In the past assignment you wrote code for a ray casting system capable of rendering polygonal scenes described in the driver files. In this assignment you will be adding more capabilities. In particular, you will add an ability to render spheres, specular reflection, and shadows. You should expect to have zero or more light sources and zero or more objects in the scene. Objects could be .obj models or spheres. You are not being asked to perform reflections i.e., recursive ray tracing. Recursion will come in programming assignment 4.

Data Formats

The driver file used here is identical in format to that used in the previous assignment with one exception. There is a new field specifying additional sphereical objects.

sphere -1.0 -1.0 -1.0 5 0.2 0.2 0.2 0.5 0.5 0.5 0.5 0.5 0.5 1.0 1.0 1.0


There could be zero or more spheres. The first three values are the x, y, and z coordinates of the center of the sphere in world coordinates. The fourth value is the radius of the sphere. All the next values are the simplified material properties indicating the 'color' of the sphere in terms of red, green, and blue. First triplet after the radius represents (Ka_red, Ka_green, Ka_blue) ambient coefficients. Next triplet represents diffuse (Kd_red, Kd_green, Kd_blue) coefficients. Next we have (Ks_red, Ks_green, Ks_blue) specular coefficients. Finally, we have (Kr_red, Kr_green, Kr_blue) attenuation coefficients. Your are not going to use the attenuation coefficients for this assignment. For spheres use phong constant = 16.


By intention, this programming assignment is meant to be a modest extension of what you already built in Assignment 2. Your approach should be to use it as a opportunity to simplify and improve where possible your current code and then in sequence add each of the three new functionalities. Each now functionality, in and of itself, is modest in scope. For grading you will be asked to render two scenes as defined by driver files and models being provided to you. In addition, you must design and render your own scenes. A big part of what will make makes your new scenes interesting will be in the interaction of objects through occlusions and shadows.

To accomplish this assignment you must complete three principle tasks:

  1. Implement a specular reflections. For details of how this should be done, please use the Sage Notebook illustrations presented in lecture.
  2. Render spheres by implementing ray-sphere intersection as discussed in the class. Again, please use the Sagemath notebook illustrations for this.
  3. Write code that renders scenes with shadows. This is done by testing for each point light source whether it has a clear view of the surface point being illuminated. If not, then that light source does not contribute to the illumination of the surface point.

You are encouraged to structure your work so you complete each of these in sequence before moving onto the next.

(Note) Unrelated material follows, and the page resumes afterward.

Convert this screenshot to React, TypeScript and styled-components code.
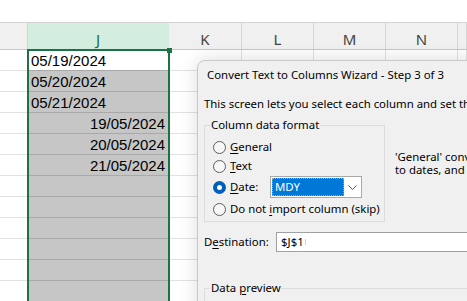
import React from 'react';
import styled, { createGlobalStyle } from 'styled-components';

const GlobalStyle = createGlobalStyle`
	html, body {
		margin: 0;
		padding: 0;
		background: #fff;
		overflow: hidden;
	}
`;

const COLS = '28px 141px 73px 72px 72px 72px 1fr';
const GREEN = '#1e7145';
const UI_FONT = `'Noto Sans', 'Open Sans', sans-serif`;

const Page = styled.div`
	position: relative;
	width: 467px;
	height: 301px;
	overflow: hidden;
	font-family: 'Liberation Sans', Arial, sans-serif;
`;

const TopStrip = styled.div`
	height: 22px;
	background: #fff;
`;

const HeaderRow = styled.div`
	display: grid;
	grid-template-columns: ${COLS};
	height: 27px;
	border-top: 1px solid #d4d4d4;
`;

const HeaderCell = styled.div<{ $active?: boolean }>`
	display: flex;
	align-items: flex-end;
	justify-content: center;
	background: ${(p) => (p.$active ? '#d3eddf' : '#f0f0f0')};
	border-right: 1px solid ${(p) => (p.$active ? '#d3eddf' : '#d6d6d6')};
	border-bottom: 1px solid ${(p) => (p.$active ? GREEN : '#c8c8c8')};
	font-family: ${UI_FONT};
	font-size: 15px;
	line-height: 18px;
	padding-bottom: 1px;
	color: ${(p) => (p.$active ? '#1f6a45' : '#444')};
`;

const Row = styled.div`
	display: grid;
	grid-template-columns: ${COLS};
	height: 21px;
`;

const Cell = styled.div<{ $sel?: boolean; $active?: boolean; $right?: boolean }>`
	display: flex;
	align-items: flex-end;
	justify-content: ${(p) => (p.$right ? 'flex-end' : 'flex-start')};
	padding: 0 3px 1px 3px;
	box-sizing: border-box;
	background: ${(p) => (p.$sel && !p.$active ? '#c6c6c6' : '#fff')};
	border-right: 1px solid #e1e1e1;
	border-bottom: 1px solid ${(p) => (p.$sel ? '#a9a9a9' : '#e1e1e1')};
	font-size: 15px;
	line-height: 17px;
	color: #000;
	white-space: nowrap;
`;

const SelectionFrame = styled.div`
	position: absolute;
	left: 27px;
	top: 49px;
	width: 143px;
	height: 260px;
	box-sizing: border-box;
	border: 2px solid ${GREEN};
	pointer-events: none;
`;

const FillHandle = styled.div`
	position: absolute;
	left: 167px;
	top: 48px;
	width: 5px;
	height: 5px;
	background: ${GREEN};
`;

const Dialog = styled.div`
	position: absolute;
	left: 197px;
	top: 60px;
	width: 300px;
	height: 270px;
	box-sizing: border-box;
	background: #f0f0f0;
	border: 1px solid #c9c9c9;
	border-radius: 8px;
	box-shadow: 0 0 18px rgba(0, 0, 0, 0.14);
	padding: 6px 0 0 6px;
	font-family: ${UI_FONT};
	font-size: 11.4px;
	line-height: 16px;
	color: #000;
	white-space: nowrap;
`;

const Title = styled.div`
	padding-left: 3px;
`;

const Intro = styled.div`
	margin-top: 13px;
`;

const FormatRow = styled.div`
	display: flex;
	align-items: flex-start;
	margin-top: 5px;
`;

const Group = styled.fieldset<{ $w?: number }>`
	margin: 0;
	flex-shrink: 0;
	width: ${(p) => (p.$w ? `${p.$w}px` : 'auto')};
	box-sizing: border-box;
	border: 1px solid #dcdcdc;
	padding: 0 6px 2px 6px;
	min-width: 0;
	legend {
		padding: 0 1px;
		margin-left: -1px;
		line-height: 16px;
	}
`;

const Options = styled.div`
	display: flex;
	flex-direction: column;
	gap: 1px;
	padding: 5px 0 0 2px;
`;

const Option = styled.label<{ $h: number }>`
	display: flex;
	align-items: center;
	height: ${(p) => p.$h}px;
	gap: 4px;
`;

const Radio = styled.span<{ $on?: boolean }>`
	width: 13px;
	height: 13px;
	box-sizing: border-box;
	border-radius: 50%;
	flex-shrink: 0;
	border: ${(p) => (p.$on ? `4px solid #005fb8` : '1px solid #5c5c5c')};
	background: ${(p) => (p.$on ? '#fff' : '#f7f7f7')};
`;

const DateLabel = styled.span`
	width: 36px;
	flex-shrink: 0;
`;

const Combo = styled.div`
	display: flex;
	align-items: stretch;
	flex-shrink: 0;
	width: 92px;
	height: 22px;
	box-sizing: border-box;
	border: 1px solid #a9a9a9;
	background: #fff;
	padding: 1px;
`;

const ComboValue = styled.div`
	flex: 1;
	display: flex;
	align-items: center;
	padding-left: 2px;
	background: #0078d7;
	color: #fff;
	border: 1px dotted #d59a5b;
`;

const ComboArrow = styled.div`
	width: 16px;
	display: flex;
	align-items: center;
	justify-content: center;
`;

const Note = styled.div`
	flex-shrink: 0;
	margin: 33px 0 0 10px;
	line-height: 13px;
`;

const DestRow = styled.div`
	display: flex;
	align-items: center;
	margin-top: 10px;
`;

const DestLabel = styled.span`
	width: 72px;
	flex-shrink: 0;
`;

const TextBox = styled.div`
	flex: 1;
	height: 20px;
	box-sizing: border-box;
	display: flex;
	align-items: center;
	padding-left: 4px;
	background: #fff;
	border: 1px solid #a0a0a0;
	border-right: none;
`;

const Caret = styled.span`
	width: 1px;
	height: 6px;
	background: #6ff;
	margin-left: 1px;
`;

const PreviewGroup = styled(Group)`
	margin-top: 28px;
	height: 60px;
`;

const Key = styled.u`
	text-underline-offset: 2px;
`;

const dates = [
	{ v: '05/19/2024', right: false },
	{ v: '05/20/2024', right: false },
	{ v: '05/21/2024', right: false },
	{ v: '19/05/2024', right: true },
	{ v: '20/05/2024', right: true },
	{ v: '21/05/2024', right: true },
];

const letters = ['', 'J', 'K', 'L', 'M', 'N', ''];

export default function App(): JSX.Element {
	const rows = Array.from({ length: 12 }, (_, i) => dates[i] || { v: '', right: false });

	return (
		<Page>
			<GlobalStyle />
			<TopStrip />
			<HeaderRow>
				{letters.map((l, i) => (
					<HeaderCell key={i} $active={l === 'J'}>
						{l}
					</HeaderCell>
				))}
			</HeaderRow>
			{rows.map((r, i) => (
				<Row key={i}>
					<Cell />
					<Cell $sel $active={i === 0} $right={r.right}>
						{r.v}
					</Cell>
					<Cell />
					<Cell />
					<Cell />
					<Cell />
					<Cell />
				</Row>
			))}
			<SelectionFrame />
			<FillHandle />

			<Dialog>
				<Title>Convert Text to Columns Wizard - Step 3 of 3</Title>
				<Intro>This screen lets you select each column and set the Data Format.</Intro>
				<FormatRow>
					<Group $w={181}>
						<legend>Column data format</legend>
						<Options>
							<Option $h={18}>
								<Radio />
								<span>
									<Key>G</Key>eneral
								</span>
							</Option>
							<Option $h={18}>
								<Radio />
								<span>
									<Key>T</Key>ext
								</span>
							</Option>
							<Option $h={22}>
								<Radio $on />
								<DateLabel>
									<Key>D</Key>ate:
								</DateLabel>
								<Combo>
									<ComboValue>MDY</ComboValue>
									<ComboArrow>
										<svg width="9" height="5" viewBox="0 0 9 5">
											<path d="M0.5 0.5 L4.5 4.5 L8.5 0.5" fill="none" stroke="#555" strokeWidth="1" />
										</svg>
									</ComboArrow>
								</Combo>
							</Option>
							<Option $h={20}>
								<Radio />
								<span>
									Do not <Key>i</Key>mport column (skip)
								</span>
							</Option>
						</Options>
					</Group>
					<Note>
						'General' converts numeric values to numbers,
						<br />
						to dates, and all remaining values to text.
					</Note>
				</FormatRow>
				<DestRow>
					<DestLabel>
						D<Key>e</Key>stination:
					</DestLabel>
					<TextBox>
						$J$1
						<Caret />
					</TextBox>
				</DestRow>
				<PreviewGroup>
					<legend>
						Data <Key>p</Key>review
					</legend>
				</PreviewGroup>
			</Dialog>
		</Page>
	);
}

In this assignment your code will be responsible for correctly rendering five scenes, three of which are described in the driver files given to you in the file provided below and the other two will be of your choice while adhering to the guidelines described below.

Scene 0:
The scene described in driver00.txt
Scene 1:
The scene described in driver01.txt
Scene 2:
The scene described in driver02.txt
Scene 3 (name it driver03.txt):
Construct a scene involving at least four spheres. Light this scene using at least two point light sources. Demonstrate that your code properly handles partial occlusion between the spheres in the scene.
Scene 4 (name it driver04.txt):
Construct a scene using two polygonal models (.obj) consisting of at least 100 triangles. Light the scene with at least two point light sources.
As before, your rendered image should be written to disk as an image file in PPM format (see Assignment 2 for details on PPM format). In coming few days, we will update below the example ppm outputs for the first two driver files. Note that your ppms may not exactly match with these and they may vary slightly depending on a variety of factors. Grading is based upon our viewing your output rather than direct numerical comparison.

Your program will take two command line arguments. The first argument is a driver file. The second argument is the name of the image your program will write back to the disk in the same folder where your executable is located. A C++ example is:

$./raytracer driver00.txt driver00.ppm


Submit a tar file via the CANVAS assignment page that includes:

  • Driver files (driver03.txt and driver04.txt) and model files necessary to demonstrate scene 4.
  • PPM files generated for driver03.txt and driver04.txt
  • Your source files
  • Libraries if you use any
  • A makefile if appropriate
  • README.txt file that explicitly contains (1) A command to compile your program and (2) A command to execute it.

If you are using C++, your executable should be named 'raytracer'. If your are using java, the main executable class should be named 'Raytracer'. Notice the change in case for the first letter between C++ and Java. It is must for this assignment to take exactly two arguments as described above.


There is no “late period”. It is essential to start earlier and finish earlier. The program is due when it is due. All work you submit must be your own. You may not copy code from colleagues or the web or anywhere else. Cheating will not be tolerated, and will be handled in accordance with university and department policy.

Addendum (Last update: 10/22/2018 Guru)

Fixed a statement that said 'four scenes' instead of 'five scenes'. file is available now.